* [Exercise] Show all lines holding the string "this".

--- start of Information supplied ---

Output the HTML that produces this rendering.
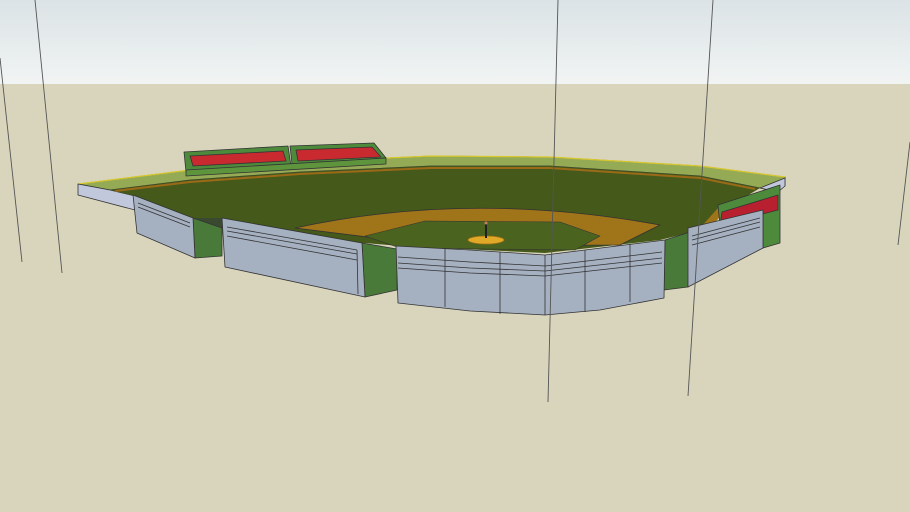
<!DOCTYPE html>
<html><head><meta charset="utf-8"><style>html,body{margin:0;padding:0;width:910px;height:512px;overflow:hidden}svg{display:block}</style></head>
<body>
<svg width="910" height="512" viewBox="0 0 910 512" xmlns="http://www.w3.org/2000/svg">
<defs>
<linearGradient id="sky" x1="0" y1="0" x2="0" y2="1">
<stop offset="0" stop-color="#dbe3e6"/><stop offset="1" stop-color="#f1f4f3"/>
</linearGradient>
</defs>
<rect width="910" height="84" fill="url(#sky)"/>
<rect y="84" width="910" height="428" fill="#d9d5bd"/>
<g stroke="#333" stroke-width="0.8" fill="none" stroke-linejoin="round">
<path d="M78,184 L190,170 L300,162 L430,156 L550,157 L700,166 L785,177 L785,186 L760,188 L700,176 L550,166 L430,166 L300,172 L190,180 L110,190 Z" fill="#95aa55"/>
<path d="M78,184 L190,170 L300,162 L430,156 L550,157 L700,166 L785,177" stroke="#d8c830" stroke-width="1.2"/>
<path d="M78,184 L110,190 L135,196 L135,210 L78,195 Z" fill="#c2c8dc"/>
<path d="M110,190 L190,180 L300,172 L430,166 L550,166 L700,176 L760,188 L720,212 L700,230 L660,240 L545,253 L400,246 L365,243 L362,243 L300,232 L222,220 L222,228 L193,224 L135,196 Z" fill="#44591a" stroke="none"/>
<path d="M193,218 L222,228 L362,250 L362,243 L222,218 Z" fill="#3a4a30" stroke="none"/>
<path d="M115,191 L190,182 L300,174 L430,168 L550,168 L700,178 L755,189" stroke="#9a6a18" stroke-width="2"/>
<path d="M295,228 Q470,190 660,225 L620,245 L440,246 Z" fill="#a07418"/>
<path d="M700,228 L718,208 L722,214 L705,235 Z" fill="#a07418" stroke="none"/>
<path d="M365,236 L425,221 L560,222 L600,236 L575,250 L400,248 Z" fill="#4a6420" stroke="#333" stroke-width="0.6"/>
<ellipse cx="486" cy="240" rx="18" ry="4" fill="#e0aa28" stroke="#a07010"/>
<line x1="486" y1="224" x2="486" y2="238" stroke="#222" stroke-width="2"/>
<circle cx="486" cy="223" r="1.5" fill="#c08060" stroke="none"/>
<path d="M760,188 L785,178 L785,186 L778,192 Z" fill="#c2c8dc"/>
<path d="M184,152 L288,146 L291,166 L186,172 Z" fill="#4e8a3c"/>
<path d="M190,156 L283,151 L286,161 L193,166 Z" fill="#c82a30"/>
<path d="M290,146 L374,143 L386,158 L292,164 Z" fill="#4e8a3c"/>
<path d="M296,150 L372,147 L381,157 L298,161 Z" fill="#c82a30"/>
<path d="M186,170 L386,158 L386,164 L186,176 Z" fill="#5e943c"/>
<path d="M718,205 L780,185 L780,243 L763,248 L763,210 L720,226 Z" fill="#4e8a3c"/>
<path d="M722,212 L778,195 L778,210 L720,225 Z" fill="#b82030"/>
<path d="M193,218 L222,228 L222,256 L195,258 Z" fill="#4a7a3a"/>
<path d="M362,243 L397,249 L397,290 L365,297 Z" fill="#4a7a3a"/>
<path d="M665,240 L690,232 L688,287 L664,290 Z" fill="#4a7a3a"/>
<path d="M133,195 L193,218 L195,258 L137,233 Z" fill="#a5b0c1"/>
<path d="M138,203 L190,223 M138,207 L190,227" />
<path d="M222,218 L362,243 L365,297 L225,267 Z" fill="#a5b0c1"/>
<path d="M227,227 L357,250 M227,231 L357,254 M227,236 L357,260 M357,250 L358,294"/>
<path d="M396,246 L470,250 L545,255 L665,240 L664,298 L600,310 L545,315 L470,311 L398,303 Z" fill="#a5b0c1"/>
<path d="M398,257 L470,262 L545,266 L662,252 M398,263 L470,268 L545,271 L662,258 M398,268 L470,273 L545,276 L662,263"/>
<path d="M445,248 L445,307 M500,252 L500,314 M545,255 L545,315 M585,250 L585,312 M630,244 L630,302"/>
<path d="M688,228 L763,210 L763,248 L688,287 Z" fill="#a5b0c1"/>
<path d="M692,236 L760,218 M692,240 L760,222 M692,245 L760,227"/>
</g>
<g stroke="#555" stroke-width="0.9">
<line x1="0" y1="58" x2="22" y2="262"/>
<line x1="35" y1="0" x2="62" y2="273"/>
<line x1="558" y1="0" x2="548" y2="402"/>
<line x1="713" y1="0" x2="688" y2="396"/>
<line x1="910" y1="142" x2="898" y2="245"/>
</g>
</svg>
</body></html>
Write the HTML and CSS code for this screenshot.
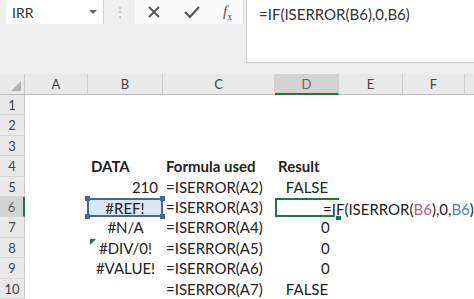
FILE: index.html
```html
<!DOCTYPE html>
<html lang="en">
<head>
  <meta charset="UTF-8">
  <title>ISERROR example</title>
  <link rel="stylesheet" href="styles.css">
</head>
<body>
  <div class="toolbar">
    <div class="namebox">
      <span>IRR</span>
      <span class="arrow"></span>
    </div>
    <div class="grip">&#8942;</div>
    <div class="buttons">
      <svg width="16" height="16" viewBox="0 0 16 16"><path d="M3 3L13 13M13 3L3 13" stroke="#555" stroke-width="1.8" fill="none"/></svg>
      <svg width="18" height="16" viewBox="0 0 18 16"><path d="M2 8L7 13L16 3" stroke="#555" stroke-width="2.2" fill="none"/></svg>
      <span class="fx"><i>f</i><sub>x</sub></span>
    </div>
    <div class="formula">=IF(ISERROR(B6),0,B6)</div>
  </div>

  <div class="sheet">
    <div class="corner"><span class="tri"></span></div>
    <div class="colhead">A</div>
    <div class="colhead">B</div>
    <div class="colhead">C</div>
    <div class="colhead active">D</div>
    <div class="colhead">E</div>
    <div class="colhead">F</div>
    <div class="colhead last"></div>

    <div class="rowhead">1</div><div></div><div></div><div></div><div></div><div></div><div></div><div></div>
    <div class="rowhead">2</div><div></div><div></div><div></div><div></div><div></div><div></div><div></div>
    <div class="rowhead">3</div><div></div><div></div><div></div><div></div><div></div><div></div><div></div>

    <div class="rowhead">4</div><div></div>
    <div class="cell bold">DATA</div>
    <div class="cell bold">Formula used</div>
    <div class="cell bold">Result</div>
    <div></div><div></div><div></div>

    <div class="rowhead">5</div><div></div>
    <div class="cell right">210</div>
    <div class="cell">=ISERROR(A2)</div>
    <div class="cell center">FALSE</div>
    <div></div><div></div><div></div>

    <div class="rowhead active">6</div><div></div>
    <div class="cell center picked">
      #REF!
      <span class="handle tl"></span><span class="handle tr"></span>
      <span class="handle bl"></span><span class="handle br"></span>
    </div>
    <div class="cell">=ISERROR(A3)</div>
    <div class="cell editing">
      <span class="edit">=IF(ISERROR(<span class="ref1">B6</span>),0,<span class="ref2">B6</span>)<span class="caret"></span></span>
      <span class="fill"></span>
    </div>
    <div></div><div></div><div></div>

    <div class="rowhead">7</div><div></div>
    <div class="cell center">#N/A</div>
    <div class="cell">=ISERROR(A4)</div>
    <div class="cell zero">0</div>
    <div></div><div></div><div></div>

    <div class="rowhead">8</div><div></div>
    <div class="cell center flag">#DIV/0!</div>
    <div class="cell">=ISERROR(A5)</div>
    <div class="cell zero">0</div>
    <div></div><div></div><div></div>

    <div class="rowhead">9</div><div></div>
    <div class="cell center">#VALUE!</div>
    <div class="cell">=ISERROR(A6)</div>
    <div class="cell zero">0</div>
    <div></div><div></div><div></div>

    <div class="rowhead">10</div><div></div>
    <div class="cell"></div>
    <div class="cell">=ISERROR(A7)</div>
    <div class="cell center">FALSE</div>
    <div></div><div></div><div></div>
  </div>
</body>
</html>
```

FILE: styles.css
```css
body {
  margin: 0;
  width: 474px;
  height: 299px;
  overflow: hidden;
  background: #ffffff;
  font-family: Lato, "Open Sans", sans-serif;
  color: #222;
}

.toolbar {
  display: flex;
  align-items: flex-start;
  height: 74px;
  background: #eeeeee;
}

.namebox {
  display: flex;
  align-items: center;
  justify-content: space-between;
  width: 98px;
  height: 24px;
  margin-left: 6px;
  padding: 0 6px;
  box-sizing: border-box;
  background: #fff;
  border-right: 1px solid #d4d4d4;
  font-size: 14px;
  color: #333;
}

.arrow {
  width: 0;
  height: 0;
  border-left: 4px solid transparent;
  border-right: 4px solid transparent;
  border-top: 4px solid #666;
}

.grip {
  width: 31px;
  text-align: center;
  color: #bbb;
  font-size: 12px;
  line-height: 24px;
}

.buttons {
  display: flex;
  align-items: center;
  justify-content: space-around;
  width: 108px;
  height: 24px;
  background: #fafafa;
  border-right: 1px solid #d4d4d4;
}

.fx {
  font-family: "Liberation Serif", serif;
  font-size: 15px;
  color: #555;
}

.fx sub {
  font-size: 10px;
}

.formula {
  flex: 1;
  height: 63px;
  margin-left: 2px;
  padding: 5px 12px;
  box-sizing: border-box;
  background: #fff;
  border-left: 1px solid #d0d0d0;
  border-bottom: 1px solid #d0d0d0;
  font-size: 15px;
  color: #333;
}

.sheet {
  display: grid;
  grid-template-columns: 25px 63px 75px 112px 64px 64px 62px 9px;
  grid-template-rows: 21px repeat(10, 20.4px);
  font-size: 15px;
}

.corner {
  position: relative;
  background: #e9e9e9;
  border-right: 1px solid #c8c8c8;
  border-bottom: 1px solid #bdbdbd;
}

.tri {
  position: absolute;
  right: 3px;
  bottom: 3px;
  border-left: 10px solid transparent;
  border-bottom: 10px solid #b5b5b5;
}

.colhead {
  background: #e9e9e9;
  border-right: 1px solid #cfcfcf;
  border-bottom: 1px solid #bdbdbd;
  text-align: center;
  font-size: 13px;
  line-height: 20px;
  color: #444;
}

.colhead.active {
  background: #d3d3d3;
  border-bottom: 2px solid #217346;
  color: #666;
}

.colhead.last {
  border-right: none;
}

.rowhead {
  background: #e9e9e9;
  border-right: 1px solid #c8c8c8;
  border-bottom: 1px solid #d6d6d6;
  text-align: center;
  font-size: 13px;
  line-height: 20px;
  color: #444;
}

.rowhead.active {
  background: #d3d3d3;
  border-right: 2px solid #217346;
  color: #666;
}

.cell {
  position: relative;
  line-height: 20px;
  padding: 0 3px;
  white-space: nowrap;
}

.bold {
  font-weight: bold;
}

.right {
  text-align: right;
  padding-right: 5px;
}

.center {
  text-align: center;
}

.zero {
  padding-left: 46px;
}

.picked {
  background: #dce6f4;
  border: 2px solid #41689f;
  margin: 1px 0 0 -1px;
  line-height: 16px;
}

.handle {
  position: absolute;
  width: 5px;
  height: 5px;
  background: #41689f;
}

.tl { left: -4px; top: -4px; }
.tr { right: -4px; top: -4px; }
.bl { left: -4px; bottom: -4px; }
.br { right: -4px; bottom: -4px; }

.flag::before {
  content: "";
  position: absolute;
  left: 2px;
  top: 1px;
  border-top: 6px solid #217346;
  border-right: 6px solid transparent;
}

.editing {
  overflow: visible;
  z-index: 2;
  border: 2px solid #217346;
  border-right: none;
  margin-top: 1px;
  line-height: 17px;
  padding: 0;
}

.edit {
  position: absolute;
  left: 46px;
  top: 0;
}

.ref1 {
  color: #b35c86;
}

.ref2 {
  color: #4f7fc0;
}

.caret {
  display: inline-block;
  width: 2px;
  height: 18px;
  margin-left: 2px;
  vertical-align: -3px;
  background: #111;
}

.fill {
  position: absolute;
  right: -3px;
  bottom: -6px;
  width: 5px;
  height: 4px;
  background: #217346;
  border: 1px solid #fff;
}
```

--- end of Information supplied ---

* [Written solution]
Output the HTML that produces this rendering.
Write the HTML and CSS code for this screenshot.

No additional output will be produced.